### Task statement
Restate the data word for word and leave the images out.

### Data section
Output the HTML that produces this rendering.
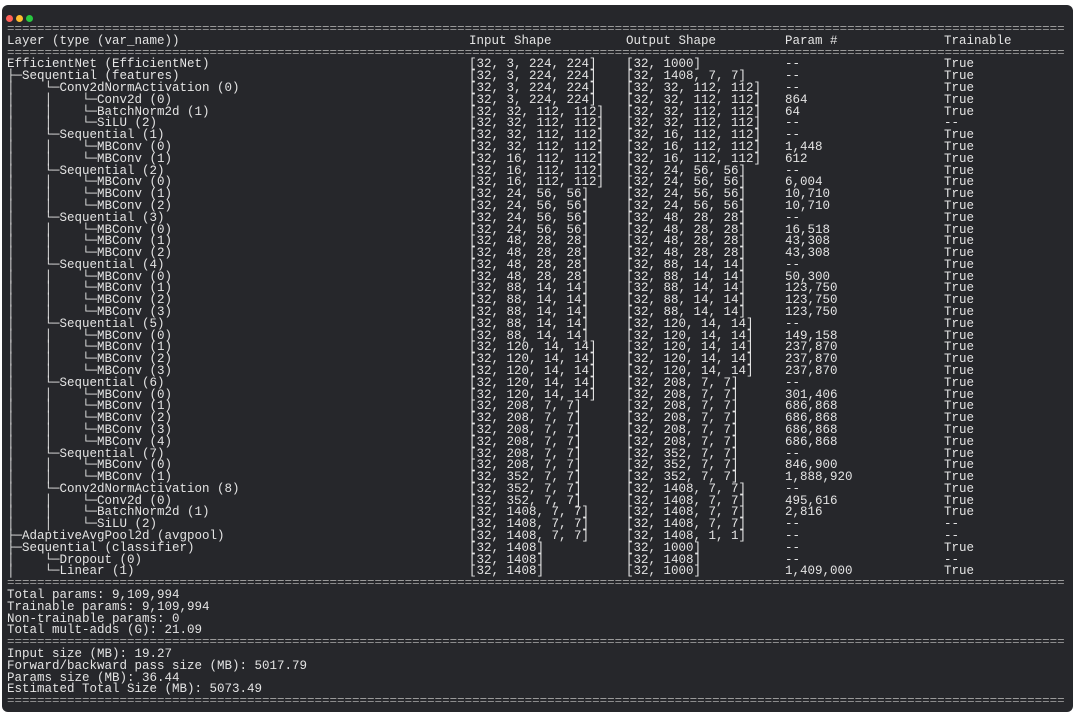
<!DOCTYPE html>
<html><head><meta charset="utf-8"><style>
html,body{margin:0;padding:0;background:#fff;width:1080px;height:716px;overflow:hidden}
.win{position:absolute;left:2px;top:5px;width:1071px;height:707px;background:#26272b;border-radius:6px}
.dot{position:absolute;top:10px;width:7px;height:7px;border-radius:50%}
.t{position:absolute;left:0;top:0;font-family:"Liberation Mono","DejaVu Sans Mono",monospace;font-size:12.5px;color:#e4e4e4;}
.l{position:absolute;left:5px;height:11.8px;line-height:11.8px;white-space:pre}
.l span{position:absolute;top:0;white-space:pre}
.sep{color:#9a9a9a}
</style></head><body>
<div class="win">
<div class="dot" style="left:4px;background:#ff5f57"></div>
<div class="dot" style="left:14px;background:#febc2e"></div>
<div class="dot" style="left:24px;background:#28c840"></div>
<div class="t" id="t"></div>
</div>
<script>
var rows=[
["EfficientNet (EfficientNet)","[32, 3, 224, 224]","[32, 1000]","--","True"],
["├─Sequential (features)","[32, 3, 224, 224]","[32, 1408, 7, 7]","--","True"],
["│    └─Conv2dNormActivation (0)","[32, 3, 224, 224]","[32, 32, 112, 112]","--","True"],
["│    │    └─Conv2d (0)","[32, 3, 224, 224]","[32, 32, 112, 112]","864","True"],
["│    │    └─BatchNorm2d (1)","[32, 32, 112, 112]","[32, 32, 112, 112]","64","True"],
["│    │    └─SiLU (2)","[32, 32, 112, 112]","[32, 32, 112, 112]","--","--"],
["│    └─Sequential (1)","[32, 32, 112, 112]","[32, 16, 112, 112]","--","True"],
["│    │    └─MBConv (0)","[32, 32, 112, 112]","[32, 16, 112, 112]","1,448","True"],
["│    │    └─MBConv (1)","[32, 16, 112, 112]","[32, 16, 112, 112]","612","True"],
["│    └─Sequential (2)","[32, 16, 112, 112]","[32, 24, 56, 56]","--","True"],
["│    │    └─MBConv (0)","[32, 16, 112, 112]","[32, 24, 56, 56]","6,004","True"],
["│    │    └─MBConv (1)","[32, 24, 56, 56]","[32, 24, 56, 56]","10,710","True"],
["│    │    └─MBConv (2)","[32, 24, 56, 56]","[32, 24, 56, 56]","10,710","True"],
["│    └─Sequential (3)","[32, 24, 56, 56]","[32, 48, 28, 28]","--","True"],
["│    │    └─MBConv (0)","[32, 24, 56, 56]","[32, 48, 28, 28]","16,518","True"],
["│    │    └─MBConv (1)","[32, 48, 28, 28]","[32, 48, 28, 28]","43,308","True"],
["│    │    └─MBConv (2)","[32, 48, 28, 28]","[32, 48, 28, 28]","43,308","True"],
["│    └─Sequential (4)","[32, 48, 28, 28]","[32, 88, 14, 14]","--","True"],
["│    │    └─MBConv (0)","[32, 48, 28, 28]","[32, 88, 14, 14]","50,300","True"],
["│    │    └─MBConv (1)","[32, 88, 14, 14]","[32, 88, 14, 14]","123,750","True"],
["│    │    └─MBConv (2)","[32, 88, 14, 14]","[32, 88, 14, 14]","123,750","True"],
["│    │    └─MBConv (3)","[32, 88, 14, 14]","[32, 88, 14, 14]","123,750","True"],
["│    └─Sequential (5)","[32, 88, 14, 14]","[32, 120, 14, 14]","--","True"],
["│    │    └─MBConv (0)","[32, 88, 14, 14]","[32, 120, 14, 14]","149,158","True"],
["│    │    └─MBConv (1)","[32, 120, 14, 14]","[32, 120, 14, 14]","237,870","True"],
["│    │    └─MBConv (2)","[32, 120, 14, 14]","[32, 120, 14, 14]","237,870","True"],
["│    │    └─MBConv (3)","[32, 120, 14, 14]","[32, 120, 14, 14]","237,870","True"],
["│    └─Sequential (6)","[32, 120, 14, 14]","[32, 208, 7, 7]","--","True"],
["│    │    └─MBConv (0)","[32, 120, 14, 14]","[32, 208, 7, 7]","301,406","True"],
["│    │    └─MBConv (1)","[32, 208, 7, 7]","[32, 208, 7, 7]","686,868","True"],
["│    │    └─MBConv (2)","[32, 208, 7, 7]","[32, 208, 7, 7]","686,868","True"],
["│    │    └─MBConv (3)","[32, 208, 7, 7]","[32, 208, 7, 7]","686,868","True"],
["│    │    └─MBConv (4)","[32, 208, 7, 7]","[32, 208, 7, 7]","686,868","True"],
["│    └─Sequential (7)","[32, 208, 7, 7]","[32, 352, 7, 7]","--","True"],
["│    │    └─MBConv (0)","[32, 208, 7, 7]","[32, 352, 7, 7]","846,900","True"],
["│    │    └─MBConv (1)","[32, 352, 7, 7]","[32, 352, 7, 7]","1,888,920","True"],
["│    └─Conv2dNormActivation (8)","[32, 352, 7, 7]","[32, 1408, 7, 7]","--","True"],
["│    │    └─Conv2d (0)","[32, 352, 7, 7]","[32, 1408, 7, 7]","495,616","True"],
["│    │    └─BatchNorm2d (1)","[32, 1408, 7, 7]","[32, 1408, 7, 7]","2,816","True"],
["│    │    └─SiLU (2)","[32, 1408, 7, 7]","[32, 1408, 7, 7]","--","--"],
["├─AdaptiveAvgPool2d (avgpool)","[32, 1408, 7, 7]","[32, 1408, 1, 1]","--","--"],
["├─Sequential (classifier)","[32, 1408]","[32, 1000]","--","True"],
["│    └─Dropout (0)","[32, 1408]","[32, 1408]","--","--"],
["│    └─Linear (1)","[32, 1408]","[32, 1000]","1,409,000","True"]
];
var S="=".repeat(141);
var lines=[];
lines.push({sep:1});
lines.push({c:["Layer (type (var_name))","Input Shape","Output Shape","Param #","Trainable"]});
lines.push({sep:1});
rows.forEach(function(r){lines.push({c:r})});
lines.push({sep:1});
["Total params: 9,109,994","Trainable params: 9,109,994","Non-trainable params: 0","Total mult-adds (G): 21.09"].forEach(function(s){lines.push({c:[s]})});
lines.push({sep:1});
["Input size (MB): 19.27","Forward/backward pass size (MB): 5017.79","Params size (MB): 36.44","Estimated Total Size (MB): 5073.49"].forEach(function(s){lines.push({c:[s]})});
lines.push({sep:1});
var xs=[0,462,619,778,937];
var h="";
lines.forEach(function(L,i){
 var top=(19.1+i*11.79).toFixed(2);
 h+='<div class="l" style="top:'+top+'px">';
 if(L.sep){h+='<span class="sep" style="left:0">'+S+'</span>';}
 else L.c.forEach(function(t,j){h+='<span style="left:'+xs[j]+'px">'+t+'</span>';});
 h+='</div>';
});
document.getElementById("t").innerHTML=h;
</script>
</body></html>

### Response to the task
Output the HTML that produces this rendering.
<!DOCTYPE html>
<html><head><meta charset="utf-8"><style>
html,body{margin:0;padding:0;background:#fff;width:1080px;height:716px;overflow:hidden}
.win{position:absolute;left:2px;top:5px;width:1071px;height:707px;background:#26272b;border-radius:6px}
.dot{position:absolute;top:10px;width:7px;height:7px;border-radius:50%}
.t{position:absolute;left:0;top:0;font-family:"Liberation Mono","DejaVu Sans Mono",monospace;font-size:12.5px;color:#e4e4e4;}
.l{position:absolute;left:5px;height:11.8px;line-height:11.8px;white-space:pre}
.l span{position:absolute;top:0;white-space:pre}
.sep{color:#9a9a9a}
</style></head><body>
<div class="win">
<div class="dot" style="left:4px;background:#ff5f57"></div>
<div class="dot" style="left:14px;background:#febc2e"></div>
<div class="dot" style="left:24px;background:#28c840"></div>
<div class="t" id="t"></div>
</div>
<script>
var rows=[
["EfficientNet (EfficientNet)","[32, 3, 224, 224]","[32, 1000]","--","True"],
["├─Sequential (features)","[32, 3, 224, 224]","[32, 1408, 7, 7]","--","True"],
["│    └─Conv2dNormActivation (0)","[32, 3, 224, 224]","[32, 32, 112, 112]","--","True"],
["│    │    └─Conv2d (0)","[32, 3, 224, 224]","[32, 32, 112, 112]","864","True"],
["│    │    └─BatchNorm2d (1)","[32, 32, 112, 112]","[32, 32, 112, 112]","64","True"],
["│    │    └─SiLU (2)","[32, 32, 112, 112]","[32, 32, 112, 112]","--","--"],
["│    └─Sequential (1)","[32, 32, 112, 112]","[32, 16, 112, 112]","--","True"],
["│    │    └─MBConv (0)","[32, 32, 112, 112]","[32, 16, 112, 112]","1,448","True"],
["│    │    └─MBConv (1)","[32, 16, 112, 112]","[32, 16, 112, 112]","612","True"],
["│    └─Sequential (2)","[32, 16, 112, 112]","[32, 24, 56, 56]","--","True"],
["│    │    └─MBConv (0)","[32, 16, 112, 112]","[32, 24, 56, 56]","6,004","True"],
["│    │    └─MBConv (1)","[32, 24, 56, 56]","[32, 24, 56, 56]","10,710","True"],
["│    │    └─MBConv (2)","[32, 24, 56, 56]","[32, 24, 56, 56]","10,710","True"],
["│    └─Sequential (3)","[32, 24, 56, 56]","[32, 48, 28, 28]","--","True"],
["│    │    └─MBConv (0)","[32, 24, 56, 56]","[32, 48, 28, 28]","16,518","True"],
["│    │    └─MBConv (1)","[32, 48, 28, 28]","[32, 48, 28, 28]","43,308","True"],
["│    │    └─MBConv (2)","[32, 48, 28, 28]","[32, 48, 28, 28]","43,308","True"],
["│    └─Sequential (4)","[32, 48, 28, 28]","[32, 88, 14, 14]","--","True"],
["│    │    └─MBConv (0)","[32, 48, 28, 28]","[32, 88, 14, 14]","50,300","True"],
["│    │    └─MBConv (1)","[32, 88, 14, 14]","[32, 88, 14, 14]","123,750","True"],
["│    │    └─MBConv (2)","[32, 88, 14, 14]","[32, 88, 14, 14]","123,750","True"],
["│    │    └─MBConv (3)","[32, 88, 14, 14]","[32, 88, 14, 14]","123,750","True"],
["│    └─Sequential (5)","[32, 88, 14, 14]","[32, 120, 14, 14]","--","True"],
["│    │    └─MBConv (0)","[32, 88, 14, 14]","[32, 120, 14, 14]","149,158","True"],
["│    │    └─MBConv (1)","[32, 120, 14, 14]","[32, 120, 14, 14]","237,870","True"],
["│    │    └─MBConv (2)","[32, 120, 14, 14]","[32, 120, 14, 14]","237,870","True"],
["│    │    └─MBConv (3)","[32, 120, 14, 14]","[32, 120, 14, 14]","237,870","True"],
["│    └─Sequential (6)","[32, 120, 14, 14]","[32, 208, 7, 7]","--","True"],
["│    │    └─MBConv (0)","[32, 120, 14, 14]","[32, 208, 7, 7]","301,406","True"],
["│    │    └─MBConv (1)","[32, 208, 7, 7]","[32, 208, 7, 7]","686,868","True"],
["│    │    └─MBConv (2)","[32, 208, 7, 7]","[32, 208, 7, 7]","686,868","True"],
["│    │    └─MBConv (3)","[32, 208, 7, 7]","[32, 208, 7, 7]","686,868","True"],
["│    │    └─MBConv (4)","[32, 208, 7, 7]","[32, 208, 7, 7]","686,868","True"],
["│    └─Sequential (7)","[32, 208, 7, 7]","[32, 352, 7, 7]","--","True"],
["│    │    └─MBConv (0)","[32, 208, 7, 7]","[32, 352, 7, 7]","846,900","True"],
["│    │    └─MBConv (1)","[32, 352, 7, 7]","[32, 352, 7, 7]","1,888,920","True"],
["│    └─Conv2dNormActivation (8)","[32, 352, 7, 7]","[32, 1408, 7, 7]","--","True"],
["│    │    └─Conv2d (0)","[32, 352, 7, 7]","[32, 1408, 7, 7]","495,616","True"],
["│    │    └─BatchNorm2d (1)","[32, 1408, 7, 7]","[32, 1408, 7, 7]","2,816","True"],
["│    │    └─SiLU (2)","[32, 1408, 7, 7]","[32, 1408, 7, 7]","--","--"],
["├─AdaptiveAvgPool2d (avgpool)","[32, 1408, 7, 7]","[32, 1408, 1, 1]","--","--"],
["├─Sequential (classifier)","[32, 1408]","[32, 1000]","--","True"],
["│    └─Dropout (0)","[32, 1408]","[32, 1408]","--","--"],
["│    └─Linear (1)","[32, 1408]","[32, 1000]","1,409,000","True"]
];
var S="=".repeat(141);
var lines=[];
lines.push({sep:1});
lines.push({c:["Layer (type (var_name))","Input Shape","Output Shape","Param #","Trainable"]});
lines.push({sep:1});
rows.forEach(function(r){lines.push({c:r})});
lines.push({sep:1});
["Total params: 9,109,994","Trainable params: 9,109,994","Non-trainable params: 0","Total mult-adds (G): 21.09"].forEach(function(s){lines.push({c:[s]})});
lines.push({sep:1});
["Input size (MB): 19.27","Forward/backward pass size (MB): 5017.79","Params size (MB): 36.44","Estimated Total Size (MB): 5073.49"].forEach(function(s){lines.push({c:[s]})});
lines.push({sep:1});
var xs=[0,462,619,778,937];
var h="";
lines.forEach(function(L,i){
 var top=(19.1+i*11.79).toFixed(2);
 h+='<div class="l" style="top:'+top+'px">';
 if(L.sep){h+='<span class="sep" style="left:0">'+S+'</span>';}
 else L.c.forEach(function(t,j){h+='<span style="left:'+xs[j]+'px">'+t+'</span>';});
 h+='</div>';
});
document.getElementById("t").innerHTML=h;
</script>
</body></html>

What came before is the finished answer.